Design and construction
- Architect: Vincenzo Seregni

= Palazzo dei Giureconsulti =

The Giureconsulti Palace (in Palazzo dei Giureconsulti), also known as Palazzo Affari ai Giureconsulti or simply Palazzo Affari, is a 16th-century building of Milan, Italy. It is located in Piazza Mercanti, former city centre in the Middle Ages.

The construction of the palace began in 1562 on a design by architect Vincenzo Seregni. The palace replaced an older one (dating back to the 13th century), which was demolished. The overall style of the building and its decoration is Manneristic.

A pre-existing tower by Napo Torriani was preserved and adapted to the new architecture as a bell tower; the bell, which was nicknamed "Zavataria" after Zavatario della Strada who donated it, rang to announce such events as public executions. The bell was later replaced by a clock.

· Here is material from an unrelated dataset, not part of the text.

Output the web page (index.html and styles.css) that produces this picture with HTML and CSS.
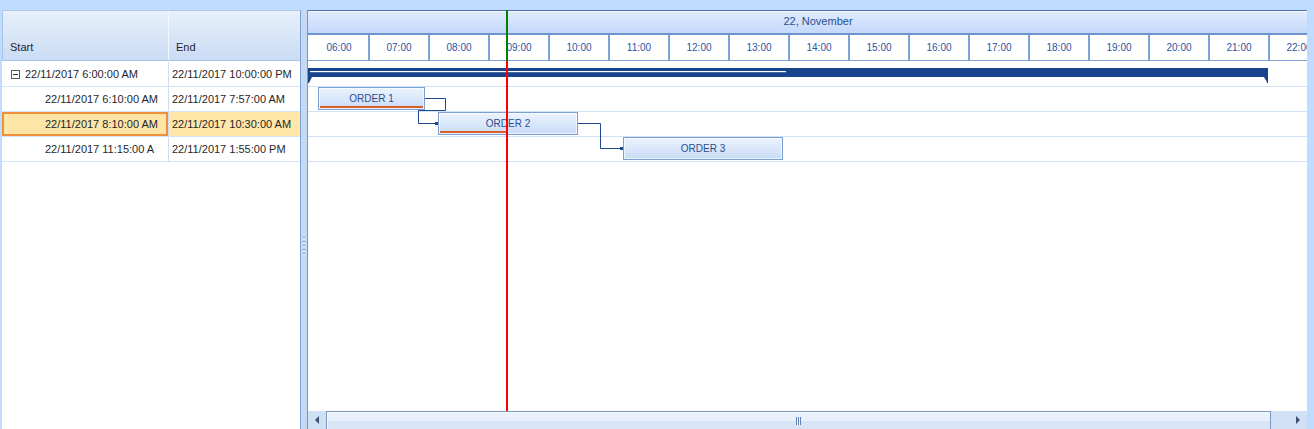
FILE: index.html
```html
<!DOCTYPE html>
<html>
<head>
<meta charset="utf-8">
<link rel="stylesheet" href="styles.css">
</head>
<body>
<div class="app">
  <div class="grid">
    <div class="grid-head">
      <div class="hcell c-start">Start</div>
      <div class="hcell c-end">End</div>
    </div>
    <div class="grid-body">
      <div class="grow">
        <div class="cell c-start lvl0"><span class="expander"></span>22/11/2017 6:00:00 AM</div>
        <div class="cell c-end">22/11/2017 10:00:00 PM</div>
      </div>
      <div class="grow">
        <div class="cell c-start lvl1">22/11/2017 6:10:00 AM</div>
        <div class="cell c-end">22/11/2017 7:57:00 AM</div>
      </div>
      <div class="grow sel">
        <div class="cell c-start lvl1">22/11/2017 8:10:00 AM</div>
        <div class="cell c-end">22/11/2017 10:30:00 AM</div>
      </div>
      <div class="grow">
        <div class="cell c-start lvl1">22/11/2017 11:15:00 A</div>
        <div class="cell c-end">22/11/2017 1:55:00 PM</div>
      </div>
    </div>
  </div>
  <div class="splitter"><div class="sgrip"></div></div>
  <div class="gantt">
    <div class="g-head">
      <div class="g-date">22, November</div>
      <div class="g-times">
        <div class="tcell">06:00</div>
        <div class="tcell">07:00</div>
        <div class="tcell">08:00</div>
        <div class="tcell">09:00</div>
        <div class="tcell">10:00</div>
        <div class="tcell">11:00</div>
        <div class="tcell">12:00</div>
        <div class="tcell">13:00</div>
        <div class="tcell">14:00</div>
        <div class="tcell">15:00</div>
        <div class="tcell">16:00</div>
        <div class="tcell">17:00</div>
        <div class="tcell">18:00</div>
        <div class="tcell">19:00</div>
        <div class="tcell">20:00</div>
        <div class="tcell">21:00</div>
        <div class="tcell">22:00</div>
      </div>
    </div>
    <div class="g-body">
      <div class="g-row">
        <svg class="summary" width="960" height="24" viewBox="0 0 960 24">
          <rect x="0" y="6" width="960" height="9" fill="#17448c"/>
          <rect x="2" y="9" width="476" height="1.2" fill="#ffffff"/>
          <polygon points="0,15 4,15 3,17 2,19 1,21 0,21" fill="#17448c"/>
          <polygon points="956,15 960,15 960,21 959,21 958,18 957,17" fill="#17448c"/>
        </svg>
      </div>
      <div class="g-row">
        <div class="task" style="left:10px;width:107px">ORDER 1<i class="prog" style="width:103px"></i></div>
      </div>
      <div class="g-row">
        <div class="task" style="left:130px;width:140px">ORDER 2<i class="prog" style="width:68px"></i></div>
      </div>
      <div class="g-row">
        <div class="task" style="left:315px;width:160px">ORDER 3</div>
      </div>
      <svg class="links" width="999" height="120" viewBox="0 0 999 120">
        <path d="M117 37.5 H137.5 V49.5 H110.5 V62.5 H128" fill="none" stroke="#1d478e" stroke-width="1"/>
        <rect x="127" y="61" width="3" height="3" fill="#1d478e"/>
        <path d="M270 62.5 H292.5 V87.5 H313" fill="none" stroke="#1d478e" stroke-width="1"/>
        <rect x="312" y="86" width="3" height="3" fill="#1d478e"/>
      </svg>
    </div>
    <div class="hscroll">
      <div class="sbtn"><span class="arr-l"></span></div>
      <div class="thumb"><span class="tgrip"></span></div>
      <div class="track"></div>
      <div class="sbtn"><span class="arr-r"></span></div>
    </div>
    <div class="now-top"></div>
    <div class="now"></div>
  </div>
</div>
</body>
</html>
```
FILE: styles.css
```css
html, body {
  margin: 0;
  padding: 0;
}
body {
  background: #bfdbfe;
  width: 1314px;
  height: 429px;
  overflow: hidden;
  font-family: "Liberation Sans", Arial, sans-serif;
}
.app {
  display: flex;
  padding: 10px 0 0 2px;
  height: 419px;
}
.grid {
  width: 298px;
  flex-shrink: 0;
  background: #ffffff;
  display: flex;
  flex-direction: column;
}
.grid-head {
  display: flex;
  height: 51px;
  box-sizing: border-box;
  border-top: 1px solid #b3cbeb;
  border-bottom: 1px solid #a6c3ea;
  background: linear-gradient(#e7f0fb, #cadcf4);
}
.hcell {
  display: flex;
  align-items: flex-end;
  box-sizing: border-box;
  padding-bottom: 6px;
  font-size: 11px;
  line-height: 13px;
  color: #1e2433;
}
.hcell.c-start {
  width: 167px;
  padding-left: 8px;
  border-right: 1px solid #f3f7fd;
  box-shadow: inset 1px 0 0 #a9c4e8;
}
.hcell.c-end {
  width: 131px;
  padding-left: 7px;
}
.grid-body {
  padding-top: 1px;
  flex: 1;
}
.grow {
  display: flex;
  height: 25px;
  box-sizing: border-box;
  border-bottom: 1px solid #d5e3f4;
  font-size: 11px;
  color: #1f1f2a;
}
.cell {
  display: flex;
  align-items: center;
  white-space: nowrap;
  overflow: hidden;
  box-sizing: border-box;
}
.cell.c-start {
  width: 167px;
  border-right: 1px solid #d0def2;
}
.cell.c-end {
  width: 131px;
  padding-left: 3px;
}
.lvl0 {
  padding-left: 9px;
}
.lvl1 {
  padding-left: 43px;
}
.expander {
  width: 9px;
  height: 9px;
  box-sizing: border-box;
  border: 1px solid #5a5a5a;
  margin-right: 5px;
  position: relative;
  flex-shrink: 0;
}
.expander::after {
  content: "";
  position: absolute;
  left: 1px;
  right: 1px;
  top: 3px;
  height: 1px;
  background: #333333;
}
.grow.sel .c-start {
  background: #fde5a6;
  box-shadow: inset 0 0 0 2px #f1903c;
}
.grow.sel .c-end {
  background: #fee7a9;
}
.splitter {
  width: 7px;
  flex-shrink: 0;
  box-sizing: border-box;
  border-left: 1px solid #7ea2d8;
  background: #c6d9f3;
  display: flex;
  justify-content: center;
}
.sgrip {
  width: 2px;
  height: 18px;
  margin-top: 227px;
  background: repeating-linear-gradient(to bottom, #6a8fcb 0 1px, #ffffff 1px 2px, transparent 2px 4px);
}
.gantt {
  width: 1000px;
  flex-shrink: 0;
  box-sizing: border-box;
  border-left: 1px solid #6f95cd;
  background: #ffffff;
  display: flex;
  flex-direction: column;
  position: relative;
  overflow: hidden;
}
.g-head {
  height: 51px;
  display: flex;
  flex-direction: column;
  flex-shrink: 0;
}
.g-date {
  height: 25px;
  box-sizing: border-box;
  border-top: 1px solid #4a6fab;
  border-bottom: 2px solid #6d94cd;
  background: linear-gradient(#e2ecfd, #c3d8fb);
  box-shadow: inset 0 1px 0 #f6f9ff;
  font-size: 11px;
  color: #2b4f8f;
  text-align: center;
  line-height: 21px;
  padding-left: 21px;
}
.g-times {
  height: 26px;
  box-sizing: border-box;
  border-bottom: 1px solid #7aa2d6;
  padding-left: 2px;
  display: flex;
  overflow: hidden;
}
.tcell {
  flex: 0 0 60px;
  box-sizing: border-box;
  border-right: 2px solid #7aa2d6;
  text-align: center;
  font-size: 10px;
  line-height: 25px;
  color: #2856a5;
}
.g-body {
  flex: 1;
  position: relative;
  padding-top: 1px;
}
.g-row {
  height: 25px;
  box-sizing: border-box;
  border-bottom: 1px solid #d3e1f4;
  position: relative;
}
.summary {
  display: block;
}
.task {
  position: absolute;
  top: 0;
  height: 23px;
  box-sizing: border-box;
  border: 1px solid #7c9fd2;
  background: linear-gradient(#ecf3fe, #c8dcf7);
  box-shadow: inset 0 0 0 1px rgba(255, 255, 255, 0.65);
  font-size: 10px;
  line-height: 21px;
  color: #2d4d8c;
  text-align: center;
  white-space: nowrap;
}
.prog {
  position: absolute;
  left: 1px;
  bottom: 1px;
  height: 2px;
  background: #d95f2d;
}
.links {
  position: absolute;
  left: 0;
  top: 0;
  overflow: visible;
  pointer-events: none;
}
.hscroll {
  height: 18px;
  flex-shrink: 0;
  display: flex;
  background: #d1e1f5;
}
.sbtn {
  width: 18px;
  flex-shrink: 0;
  display: flex;
  align-items: center;
  justify-content: center;
}
.arr-l {
  width: 0;
  height: 0;
  border-top: 4px solid transparent;
  border-bottom: 4px solid transparent;
  border-right: 4px solid #3f516f;
}
.arr-r {
  width: 0;
  height: 0;
  border-top: 4px solid transparent;
  border-bottom: 4px solid transparent;
  border-left: 4px solid #3f516f;
}
.thumb {
  width: 945px;
  flex-shrink: 0;
  box-sizing: border-box;
  border: 1px solid #7e97bc;
  border-bottom: none;
  background: linear-gradient(#e9f1fc 0 50%, #d7e5f7 50%);
  box-shadow: inset 1px 1px 0 #f6f9fe;
  display: flex;
  align-items: center;
  justify-content: center;
}
.tgrip {
  width: 5px;
  height: 8px;
  background: linear-gradient(90deg, #5f80b6 0 1px, #f4f8fd 1px 2px, #5f80b6 2px 3px, #f4f8fd 3px 4px, #5f80b6 4px 5px);
}
.track {
  width: 18px;
  flex-shrink: 0;
}
.now-top {
  position: absolute;
  left: 198px;
  top: 0;
  width: 2px;
  height: 51px;
  background: #008000;
}
.now {
  position: absolute;
  left: 198px;
  top: 51px;
  bottom: 18px;
  width: 2px;
  background: #ff0000;
}
```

The building originally served as the seat of the Collegio dei Nobili Dottori ("College of the Noble Doctors"), a school for aspiring politicians and lawyers. After the 18th century it was used for other functions, including as a stock exchange, as the seat of the telegraph company, as the seat of the Popolare di Milano bank, and finally as the seat of the Chamber of Commerce (from 1911). Today, the building is still the property of the Chamber of Commerce.

The palace was severely damaged by the bombings of World War II but was thoroughly restored in the 1980s by Gianni Mezzanotte. During this restoration, the palace was enhanced with hi-tech equipment, such as modern communication lines and multimedia appliances, to create a prestigious multi-functional venue to accommodate events, conferences, and such. It was at this time that the new denomination of "Palazzo Affari" was adopted, although the Palace is still largely known by its former name.